Every line from the start of the records through the line with "ml-[305px] mt-[31px] h-[28px]" is to be written out exactly; pictures are not.

--- Available data ---

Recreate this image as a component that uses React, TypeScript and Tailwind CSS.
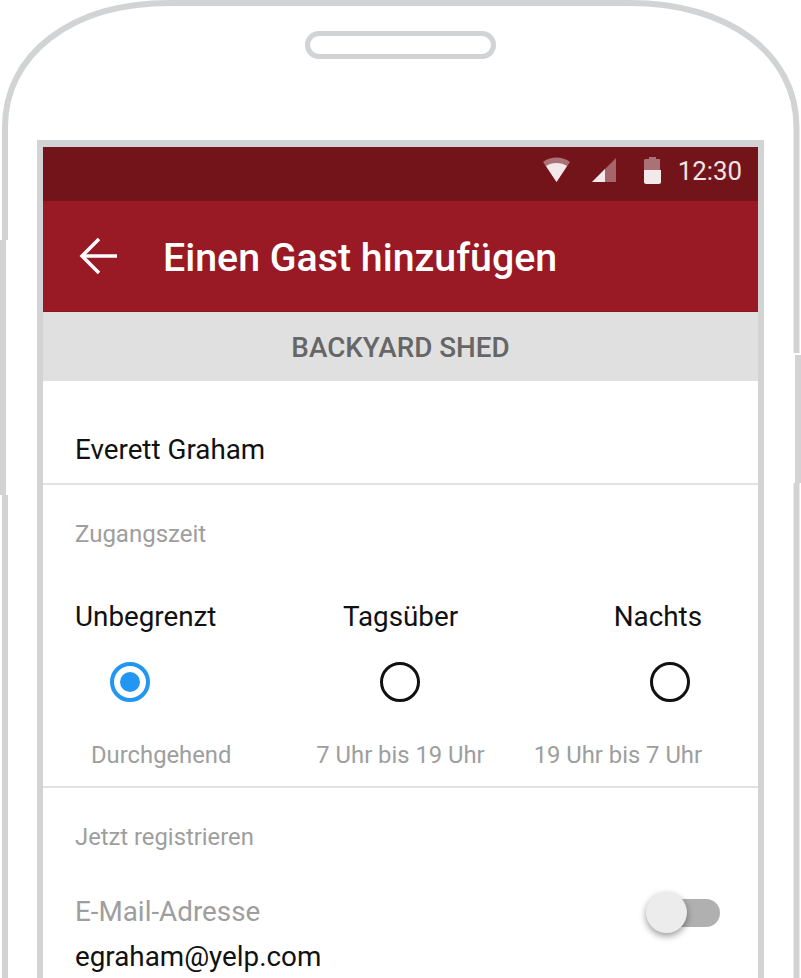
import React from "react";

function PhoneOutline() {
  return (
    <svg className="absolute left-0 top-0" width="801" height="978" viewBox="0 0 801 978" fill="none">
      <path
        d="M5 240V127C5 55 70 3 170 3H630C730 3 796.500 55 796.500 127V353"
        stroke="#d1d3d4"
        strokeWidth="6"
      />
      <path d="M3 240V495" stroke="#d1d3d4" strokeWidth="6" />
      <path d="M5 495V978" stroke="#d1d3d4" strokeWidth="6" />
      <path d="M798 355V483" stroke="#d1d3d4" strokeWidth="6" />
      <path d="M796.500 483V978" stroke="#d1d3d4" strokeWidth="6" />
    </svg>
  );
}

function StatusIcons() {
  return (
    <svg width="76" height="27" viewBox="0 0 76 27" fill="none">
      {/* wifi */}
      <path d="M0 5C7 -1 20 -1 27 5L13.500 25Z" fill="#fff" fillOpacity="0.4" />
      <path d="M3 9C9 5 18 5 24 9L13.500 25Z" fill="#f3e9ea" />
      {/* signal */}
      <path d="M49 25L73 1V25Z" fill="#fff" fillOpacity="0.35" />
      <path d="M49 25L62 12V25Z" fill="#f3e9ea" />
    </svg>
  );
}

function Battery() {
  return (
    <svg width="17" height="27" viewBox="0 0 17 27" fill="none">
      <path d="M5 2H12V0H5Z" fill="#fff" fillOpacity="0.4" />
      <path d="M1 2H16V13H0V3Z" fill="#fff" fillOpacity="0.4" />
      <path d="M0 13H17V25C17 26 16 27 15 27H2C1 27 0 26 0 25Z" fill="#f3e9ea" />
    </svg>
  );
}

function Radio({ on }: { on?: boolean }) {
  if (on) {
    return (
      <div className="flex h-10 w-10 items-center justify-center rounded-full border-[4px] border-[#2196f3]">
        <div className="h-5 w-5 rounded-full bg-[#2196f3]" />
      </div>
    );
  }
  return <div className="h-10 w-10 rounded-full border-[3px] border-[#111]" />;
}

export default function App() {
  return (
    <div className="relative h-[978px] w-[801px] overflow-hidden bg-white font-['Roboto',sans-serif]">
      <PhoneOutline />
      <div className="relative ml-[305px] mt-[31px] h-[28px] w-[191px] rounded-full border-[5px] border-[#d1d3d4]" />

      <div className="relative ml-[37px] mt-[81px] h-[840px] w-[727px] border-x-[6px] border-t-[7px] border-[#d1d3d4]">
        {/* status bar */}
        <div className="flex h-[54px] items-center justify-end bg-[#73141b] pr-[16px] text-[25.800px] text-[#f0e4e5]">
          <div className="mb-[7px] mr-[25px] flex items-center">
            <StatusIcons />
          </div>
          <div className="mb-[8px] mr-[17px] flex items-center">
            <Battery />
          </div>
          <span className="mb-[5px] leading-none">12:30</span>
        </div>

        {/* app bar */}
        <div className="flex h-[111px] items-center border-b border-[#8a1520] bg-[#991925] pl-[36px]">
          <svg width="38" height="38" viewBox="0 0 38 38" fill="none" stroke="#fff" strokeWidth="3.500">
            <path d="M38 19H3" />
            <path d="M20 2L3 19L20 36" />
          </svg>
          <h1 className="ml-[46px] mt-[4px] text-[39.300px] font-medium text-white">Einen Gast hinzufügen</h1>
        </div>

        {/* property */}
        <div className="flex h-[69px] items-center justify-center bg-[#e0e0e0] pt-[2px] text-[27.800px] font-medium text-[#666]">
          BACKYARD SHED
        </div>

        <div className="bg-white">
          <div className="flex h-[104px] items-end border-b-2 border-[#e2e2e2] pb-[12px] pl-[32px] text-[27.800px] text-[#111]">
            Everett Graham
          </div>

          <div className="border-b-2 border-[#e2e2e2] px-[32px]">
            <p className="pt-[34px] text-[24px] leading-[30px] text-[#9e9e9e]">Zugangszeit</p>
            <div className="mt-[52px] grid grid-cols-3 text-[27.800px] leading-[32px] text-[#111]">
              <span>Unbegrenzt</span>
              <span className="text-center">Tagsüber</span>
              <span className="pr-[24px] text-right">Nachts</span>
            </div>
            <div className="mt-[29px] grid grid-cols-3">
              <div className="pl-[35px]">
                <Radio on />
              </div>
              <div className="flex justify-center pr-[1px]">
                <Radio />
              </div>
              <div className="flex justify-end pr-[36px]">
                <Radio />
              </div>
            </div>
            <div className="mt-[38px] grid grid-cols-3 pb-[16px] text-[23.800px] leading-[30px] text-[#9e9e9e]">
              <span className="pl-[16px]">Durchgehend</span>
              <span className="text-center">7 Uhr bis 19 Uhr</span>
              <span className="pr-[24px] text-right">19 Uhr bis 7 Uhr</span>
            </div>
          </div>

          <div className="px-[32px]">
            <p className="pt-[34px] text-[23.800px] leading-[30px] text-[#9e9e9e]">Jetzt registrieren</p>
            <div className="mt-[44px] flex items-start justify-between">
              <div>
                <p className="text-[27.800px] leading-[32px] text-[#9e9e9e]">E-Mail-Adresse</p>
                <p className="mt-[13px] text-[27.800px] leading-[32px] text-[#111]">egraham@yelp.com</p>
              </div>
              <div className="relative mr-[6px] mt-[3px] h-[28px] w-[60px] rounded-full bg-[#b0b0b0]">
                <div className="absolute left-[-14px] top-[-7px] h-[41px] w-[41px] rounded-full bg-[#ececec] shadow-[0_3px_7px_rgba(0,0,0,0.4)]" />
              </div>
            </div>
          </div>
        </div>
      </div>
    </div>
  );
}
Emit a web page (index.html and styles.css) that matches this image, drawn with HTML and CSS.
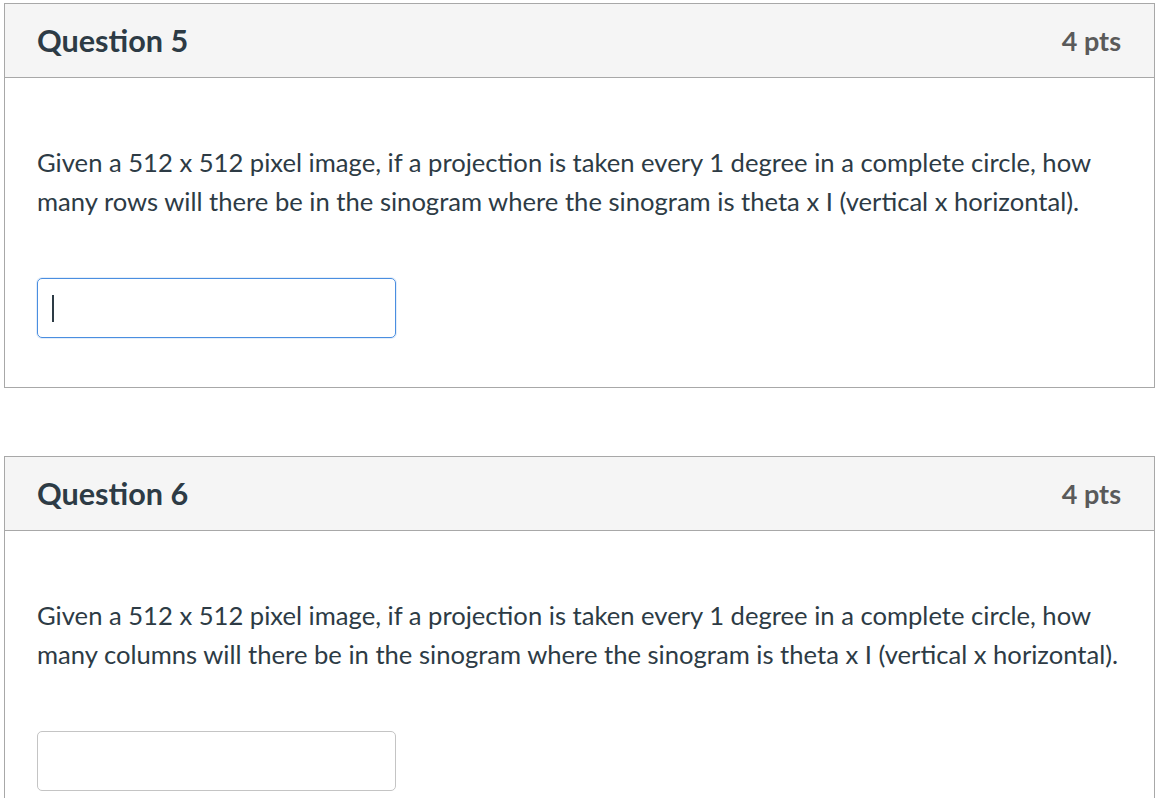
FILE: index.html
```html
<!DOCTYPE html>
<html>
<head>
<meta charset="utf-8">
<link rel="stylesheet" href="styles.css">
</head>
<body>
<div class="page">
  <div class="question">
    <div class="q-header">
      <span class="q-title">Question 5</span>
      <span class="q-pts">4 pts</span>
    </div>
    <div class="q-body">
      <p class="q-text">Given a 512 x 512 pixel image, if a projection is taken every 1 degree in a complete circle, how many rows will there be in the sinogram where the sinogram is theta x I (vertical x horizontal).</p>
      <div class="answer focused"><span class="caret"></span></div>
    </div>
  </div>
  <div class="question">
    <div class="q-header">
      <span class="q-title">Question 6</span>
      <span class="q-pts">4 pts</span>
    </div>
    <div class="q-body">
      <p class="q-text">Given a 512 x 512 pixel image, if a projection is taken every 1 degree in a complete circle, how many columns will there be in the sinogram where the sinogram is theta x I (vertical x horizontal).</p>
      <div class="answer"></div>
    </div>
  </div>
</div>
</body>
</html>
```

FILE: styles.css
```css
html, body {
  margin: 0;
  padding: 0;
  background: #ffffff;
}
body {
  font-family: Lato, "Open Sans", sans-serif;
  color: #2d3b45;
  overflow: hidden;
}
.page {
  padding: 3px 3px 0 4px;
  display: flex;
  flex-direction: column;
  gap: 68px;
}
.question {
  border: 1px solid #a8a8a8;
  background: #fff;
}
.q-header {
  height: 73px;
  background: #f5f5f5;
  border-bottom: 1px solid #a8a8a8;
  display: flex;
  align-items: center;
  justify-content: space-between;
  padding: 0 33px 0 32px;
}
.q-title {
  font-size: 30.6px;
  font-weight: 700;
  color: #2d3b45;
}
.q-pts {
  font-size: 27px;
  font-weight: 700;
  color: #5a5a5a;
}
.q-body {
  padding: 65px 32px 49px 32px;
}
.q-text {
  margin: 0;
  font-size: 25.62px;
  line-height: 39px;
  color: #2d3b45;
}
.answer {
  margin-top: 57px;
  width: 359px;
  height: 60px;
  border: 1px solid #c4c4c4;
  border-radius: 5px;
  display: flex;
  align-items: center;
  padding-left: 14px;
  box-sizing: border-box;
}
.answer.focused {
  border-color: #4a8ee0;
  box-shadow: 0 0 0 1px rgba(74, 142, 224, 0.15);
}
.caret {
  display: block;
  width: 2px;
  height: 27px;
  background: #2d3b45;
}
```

---

» The reply:
Recreate this image as a component that uses React, TypeScript and Tailwind CSS.
import React from "react";

function PhoneOutline() {
  return (
    <svg className="absolute left-0 top-0" width="801" height="978" viewBox="0 0 801 978" fill="none">
      <path
        d="M5 240V127C5 55 70 3 170 3H630C730 3 796.500 55 796.500 127V353"
        stroke="#d1d3d4"
        strokeWidth="6"
      />
      <path d="M3 240V495" stroke="#d1d3d4" strokeWidth="6" />
      <path d="M5 495V978" stroke="#d1d3d4" strokeWidth="6" />
      <path d="M798 355V483" stroke="#d1d3d4" strokeWidth="6" />
      <path d="M796.500 483V978" stroke="#d1d3d4" strokeWidth="6" />
    </svg>
  );
}

function StatusIcons() {
  return (
    <svg width="76" height="27" viewBox="0 0 76 27" fill="none">
      {/* wifi */}
      <path d="M0 5C7 -1 20 -1 27 5L13.500 25Z" fill="#fff" fillOpacity="0.4" />
      <path d="M3 9C9 5 18 5 24 9L13.500 25Z" fill="#f3e9ea" />
      {/* signal */}
      <path d="M49 25L73 1V25Z" fill="#fff" fillOpacity="0.35" />
      <path d="M49 25L62 12V25Z" fill="#f3e9ea" />
    </svg>
  );
}

function Battery() {
  return (
    <svg width="17" height="27" viewBox="0 0 17 27" fill="none">
      <path d="M5 2H12V0H5Z" fill="#fff" fillOpacity="0.4" />
      <path d="M1 2H16V13H0V3Z" fill="#fff" fillOpacity="0.4" />
      <path d="M0 13H17V25C17 26 16 27 15 27H2C1 27 0 26 0 25Z" fill="#f3e9ea" />
    </svg>
  );
}

function Radio({ on }: { on?: boolean }) {
  if (on) {
    return (
      <div className="flex h-10 w-10 items-center justify-center rounded-full border-[4px] border-[#2196f3]">
        <div className="h-5 w-5 rounded-full bg-[#2196f3]" />
      </div>
    );
  }
  return <div className="h-10 w-10 rounded-full border-[3px] border-[#111]" />;
}

export default function App() {
  return (
    <div className="relative h-[978px] w-[801px] overflow-hidden bg-white font-['Roboto',sans-serif]">
      <PhoneOutline />
      <div className="relative ml-[305px] mt-[31px] h-[28px] w-[191px] rounded-full border-[5px] border-[#d1d3d4]" />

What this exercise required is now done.